On Thursday, May 22, 2014 2:44:06 AM UTC-5, Danny Roberts wrote:
>
> That's been a great help.
>
> I have been able to use the config you presented to create user's defined 
> in Hiera. I am just trying to expand upon that.
>
> Currently I do a:
>
> ---
> users:
>   jane.doe
>
>
> The value 'jane.doe' is obviously passed to the $title variable.

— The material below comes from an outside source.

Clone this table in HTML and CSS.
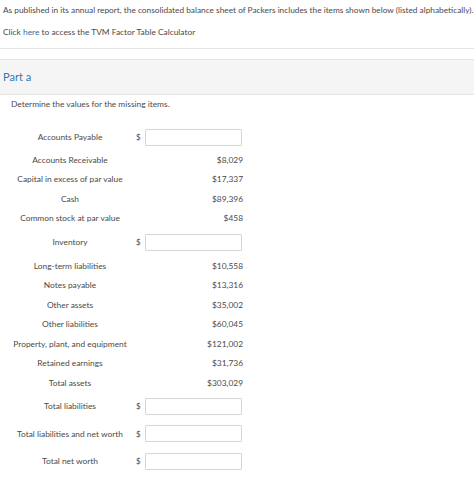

Is it 
> possible to pass a second variable into the same loop in order to set 
> something else unique to each user?
>
>

Although Puppet may implement it via a loop, you should think of it more 
like SIMD parallelism, where the multiple data (MD) part is only the 
resource title.  It is a shorthand for declaring multiple resources, all 
with the same parameters, combined with the normal features of any defined 
type.

Even though each defined type instance gets the same parameter values, they 
can nevertheless be further customized per-instance by making them draw on 
data keyed to their titles.  There are many ways to do that, but here's one 
I tend to like: rather than $company::sshkeys::users being an array of user 
names, make it a hash with usernames as keys and property hashes as 
values.  Then modify my approach above like so:

class company::sshkeys ( $users ) {
  # $users is expected to be a hash, with its keys the usernames
  $usernames = keys($users)
  company::user { $usernames: }
}

define company::user ($ensure = 'present') {
  # The values of $company::sshkeys::users are expected
  # to be hashes of (property name, property value) pairs
  # associated with the named user.
  $mydata = $company::sshkeys::users[$title]
  $mygroup = $mydata['group']
  $mykey = $mydata['sshkey']

  user { $title:
    ensure  => $ensure,
    gid     => $mygroup,
    home    => "/home/${title}",
    managehome => true,
    shell => "/bin/bash",
    require => Group["company"]
  }

  #...
}


The keys() function comes from PuppetLabs's 'stdlib' add-in module.

 

> Additionally can this be adapted to remove users from certain servers via 
> Hiera at all? You mention 'Resources meta-resource' but I cannot see the 
> connection if any.
>


There are at least two ways to make that approach remove unwanted users.  
One would involve moving the 'ensure' parameter into your per-user data, so 
that you could specify certain users 'absent'.  That has the drawback that 
you must enumerate all the users you want to ensure absent.  What I was 
talking about was making a declaration such as this:

resources { 'user':
  purge => true,
  unless_system_user => true
}

That will purge users that are not otherwise managed by Puppet from the 
target system, except those that are considered 'system users' as judged by 
the numeric value of their UIDs.  The docs for the Resources resource 
type<http://docs.puppetlabs.com/references/3.4.stable/type.html#resources>explain
 in somewhat more detail.  That has the potential drawback that all 
user accounts you want to keep must be either Puppet-managed or 'system' 
users.  Also, it probably won't work well on systems configured for LDAP or 
NIS users, or similar, where users are centrally-managed.